Check the listing below line by line and report how many lines hold "this", with no other words.

===== DATA LINES =====

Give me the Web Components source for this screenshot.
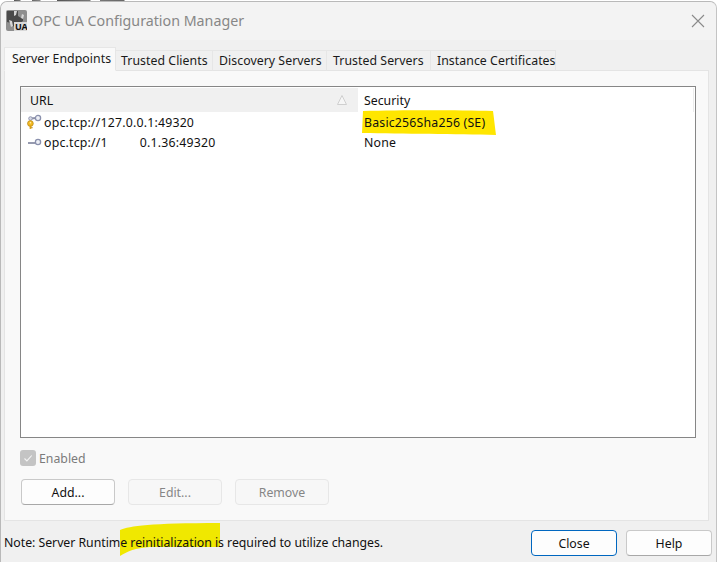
<!DOCTYPE html>
<html><head><meta charset="utf-8"><title>OPC UA Configuration Manager</title>
<style>html,body{margin:0;padding:0;background:#fff}</style></head>
<body>
<template id="t-dialog">
<style>
:host{display:flex;flex-direction:column;width:717px;height:562px;overflow:hidden;position:relative;background:#fff;
font:12.3px "Noto Sans","Open Sans",sans-serif;color:#111}
.scrap{height:1px;flex:none;background:linear-gradient(90deg,#fff 14px,#555 14px,#777 20px,#fff 21px,#fff 32px,#666 32px,#888 40px,#fff 41px,#fff 57px,#555 57px,#777 90px,#fff 91px,#fff 100px,#777 100px,#666 124px,#fff 125px)}
.win{flex:1;display:flex;flex-direction:column;background:#f0f0f0;border:1px solid #b9b9b9;border-bottom:0;border-right-color:#c4c4c4;border-radius:7px 7px 0 0;min-height:0}
.body{flex:1;display:flex;flex-direction:column;padding:7px 7px 0 3px;min-height:0}
.foot{height:41px;display:flex;align-items:center;padding:0 4px 0 3px;flex:none}
.foot .note{flex:1;position:relative;isolation:isolate;margin-top:2px;letter-spacing:-.03px}
.foot .btns{display:flex;gap:9px;margin-top:3px}
</style>
<div class="scrap"></div>
<div class="win">
<slot name="bar"></slot>
<div class="body"><slot name="tabs"></slot><slot name="panel"></slot></div>
<div class="foot"><div class="note"><slot name="note"></slot></div><div class="btns"><slot name="btn"></slot></div></div>
</div>
</template>

<template id="t-bar">
<style>
:host{display:flex;align-items:center;height:38px;flex:none;background:#f3f3f3;border-radius:7px 7px 0 0;padding:0 11px 0 5px;gap:5px;color:#878787;font-size:14.25px}
.t{flex:1;margin-top:-1px}
svg{display:block;flex:none}
</style>
<svg width="21" height="22" viewBox="0 0 21 22">
<rect x="0" y="0" width="21" height="21" rx="2" fill="#8f8f8f"/>
<path d="M1 1h7l1 3 2-3h1v5l3 2 2-2v5l-3 2-2 1-2 3-4-1-1-3-4-1z" fill="#4a4a4a"/>
<path d="M8 1h3l-1 4-2 1zM16 4l2 1-1 4-2-1zM3 10l3 1 1 5-2 1z" fill="#d6d6d6"/>
<rect x="8" y="12" width="13" height="9" fill="#d8d8d8"/>
<text x="9" y="20" font-family="Noto Sans,sans-serif" font-size="9" font-weight="700" fill="#111" letter-spacing="-.3">UA</text>
</svg>
<span class="t"><slot></slot></span>
<svg width="14" height="14" viewBox="0 0 14 14"><path d="M1 1l12 12M13 1L1 13" stroke="#8a8a8a" stroke-width="1.1" fill="none"/></svg>
</template>

<template id="t-tabs">
<style>:host{display:flex;align-items:flex-end;height:24px;flex:none;position:relative;z-index:1;margin-bottom:-1px}</style><slot></slot>
</template>

<template id="t-tab">
<style>
:host{display:flex;align-items:center;box-sizing:border-box;height:21px;padding-left:var(--pad,6px);border:1px solid #e6e6e6;border-left-width:0;border-bottom:1px solid #e4e4e4;background:#f0f0f0;white-space:nowrap;color:#1a1a1a;letter-spacing:.05px}
:host([selected]){height:24px;padding-left:7px;background:#f9f9f9;border-left-width:1px;border-bottom-color:#f9f9f9;padding-bottom:2px}
</style><slot></slot>
</template>

<template id="t-panel">
<style>
:host{display:flex;flex-direction:column;flex:1;box-sizing:border-box;background:#f9f9f9;border:1px solid #e4e4e4;padding:15px 12px 0 15px;min-height:0}
.opts{display:flex;align-items:center;gap:3px;margin-top:10px;height:20px;color:#7b7b7b}
.box{width:16px;height:16px;border-radius:3px;background:#c4c4c4;display:flex;align-items:center;justify-content:center}
.row{display:flex;gap:13px;margin:11px 0 0 1px}
svg{display:block}
</style>
<slot name="list"></slot>
<div class="opts"><span class="box"><svg width="12" height="12" viewBox="0 0 12 12"><path d="M2.5 6.5l2.4 2.4 4.8-5.4" stroke="#f4f4f4" stroke-width="1.1" fill="none"/></svg></span><slot name="check"></slot></div>
<div class="row"><slot name="btn"></slot></div>
</template>

<template id="t-list">
<style>
:host{display:block;box-sizing:border-box;height:352px;background:#fff;border:1px solid #868686;padding-top:1px}
.head{display:grid;grid-template-columns:337px 1fr;height:24px;align-items:center}
.u{background:#f0f0f0;height:100%;display:flex;align-items:center;justify-content:space-between;padding:0 10px 0 9px;box-sizing:border-box}
.s{padding-left:6px;height:100%;display:flex;align-items:center;border-right:1px solid #ececec;margin-right:1px}
svg{display:block;margin-right:1px}
</style>
<div class="head"><div class="u"><span>URL</span><svg width="10" height="10" viewBox="0 0 10 10"><path d="M5 .5L9.5 9.5H.5z" fill="#f6f6f6" stroke="#cfcfcf"/></svg></div><div class="s">Security</div></div>
<slot></slot>
</template>

<template id="t-row">
<style>
:host{display:grid;grid-template-columns:337px 1fr;height:20px;align-items:center;letter-spacing:.2px}
.a{display:flex;align-items:center;padding-left:6px;gap:1px}
.b{padding-left:6px;position:relative;isolation:isolate}
svg{display:block;flex:none}
</style>
<div class="a"><svg width="16" height="16" viewBox="0 0 16 16">
<path id="l" d="M1 9h8" stroke="#8b8fa6" stroke-width="1.8"/>
<circle id="c" cx="11" cy="8" r="2.6" fill="#eef0f6" stroke="#8a90ad" stroke-width="1.3"/>
<g id="k" style="display:none"><circle cx="3.5" cy="4.5" r="1.8" fill="#d7d9e3" stroke="#8a90ad" stroke-width=".9"/><circle cx="3.4" cy="9.5" r="2.9" fill="#f3b921" stroke="#a87a10" stroke-width=".6"/><path d="M2.6 11.5h1.7v3.4H2.6z" fill="#d99e14"/><path d="M4.3 13h1.2v1.2H4.3z" fill="#b9860f"/><circle cx="3.4" cy="8.7" r=".8" fill="#fff1b8"/></g>
</svg><span><slot></slot></span></div>
<div class="b"><slot name="sec"></slot></div>
</template>

<template id="t-btn">
<style>
:host{display:flex;align-items:center;justify-content:center;box-sizing:border-box;width:94px;height:26px;background:#fdfdfd;border:1px solid #c9c9c9;border-bottom-color:#a8a8a8;border-radius:4px;color:#111;padding-top:1px}
:host([disabled]){background:#f7f7f7;border-color:#e7e7e7;color:#868686}
:host([primary]){border:1.5px solid #0067c0;background:#fdfdfd;width:86px}
:host([small]){width:86px}
</style><slot></slot>
</template>

<template id="t-mark">
<style>
:host{position:relative;display:inline-block}
svg{position:absolute;pointer-events:none;z-index:-1}
</style><svg></svg><slot></slot>
</template>

<opc-dialog>
<opc-bar slot="bar">OPC UA Configuration Manager</opc-bar>
<opc-tabs slot="tabs">
<opc-tab selected style="width:112px">Server Endpoints</opc-tab>
<opc-tab style="width:97px;--pad:5px">Trusted Clients</opc-tab>
<opc-tab style="width:114px">Discovery Servers</opc-tab>
<opc-tab style="width:104px">Trusted Servers</opc-tab>
<opc-tab style="width:125px">Instance Certificates</opc-tab>
</opc-tabs>
<opc-panel slot="panel">
<opc-list slot="list">
<opc-row key>opc.tcp://127.0.0.1:49320<opc-mark slot="sec" kind="sec">Basic256Sha256 (SE)</opc-mark></opc-row>
<opc-row>opc.tcp://1<span style="display:inline-block;width:32px"></span>0.1.36:49320<span slot="sec">None</span></opc-row>
</opc-list>
<span slot="check">Enabled</span>
<opc-btn slot="btn">Add...</opc-btn>
<opc-btn slot="btn" disabled>Edit...</opc-btn>
<opc-btn slot="btn" disabled>Remove</opc-btn>
</opc-panel>
<span slot="note">Note: Server Runtime <opc-mark kind="note">reinitialization</opc-mark> is required to utilize changes.</span>
<opc-btn slot="btn" primary>Close</opc-btn>
<opc-btn slot="btn" small>Help</opc-btn>
</opc-dialog>
<script>
function def(name,id,extra){
  customElements.define(name,class extends HTMLElement{
    constructor(){super();this.attachShadow({mode:'open'}).appendChild(document.getElementById(id).content.cloneNode(true));}
    connectedCallback(){if(extra)extra(this);}
  });
}
def('opc-dialog','t-dialog');
def('opc-bar','t-bar');def('opc-tabs','t-tabs');def('opc-tab','t-tab');def('opc-panel','t-panel');def('opc-list','t-list');
def('opc-row','t-row',function(h){
  if(h.hasAttribute('key')){
    var r=h.shadowRoot;r.getElementById('k').style.display='';
    r.getElementById('l').setAttribute('d','M4 4.5L9 4');
    r.getElementById('c').setAttribute('cy','4');
  }
});
def('opc-btn','t-btn');
def('opc-mark','t-mark',function(h){
  var s=h.shadowRoot.querySelector('svg');
  if(h.getAttribute('kind')==='sec'){
    s.setAttribute('width','134');s.setAttribute('height','26');s.setAttribute('viewBox','0 0 134 26');
    s.style.left='-2px';s.style.top='-4px';
    s.innerHTML='<path d="M1 1C40 0 95 0 131 1C132 8 133 18 134 25C95 24 40 24 0 23Z" fill="#ffe600"/>';
  }else{
    s.setAttribute('width','100');s.setAttribute('height','34');s.setAttribute('viewBox','0 0 100 34');
    s.style.left='-10px';s.style.top='-11px';
    s.innerHTML='<path d="M0 7C10 3 30 0 100 0L100 24L30 24C15 25 8 28 0 33Z" fill="#f0e800"/>';
  }
});
</script>
</body></html>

=====

**THE RESPONSE:** 3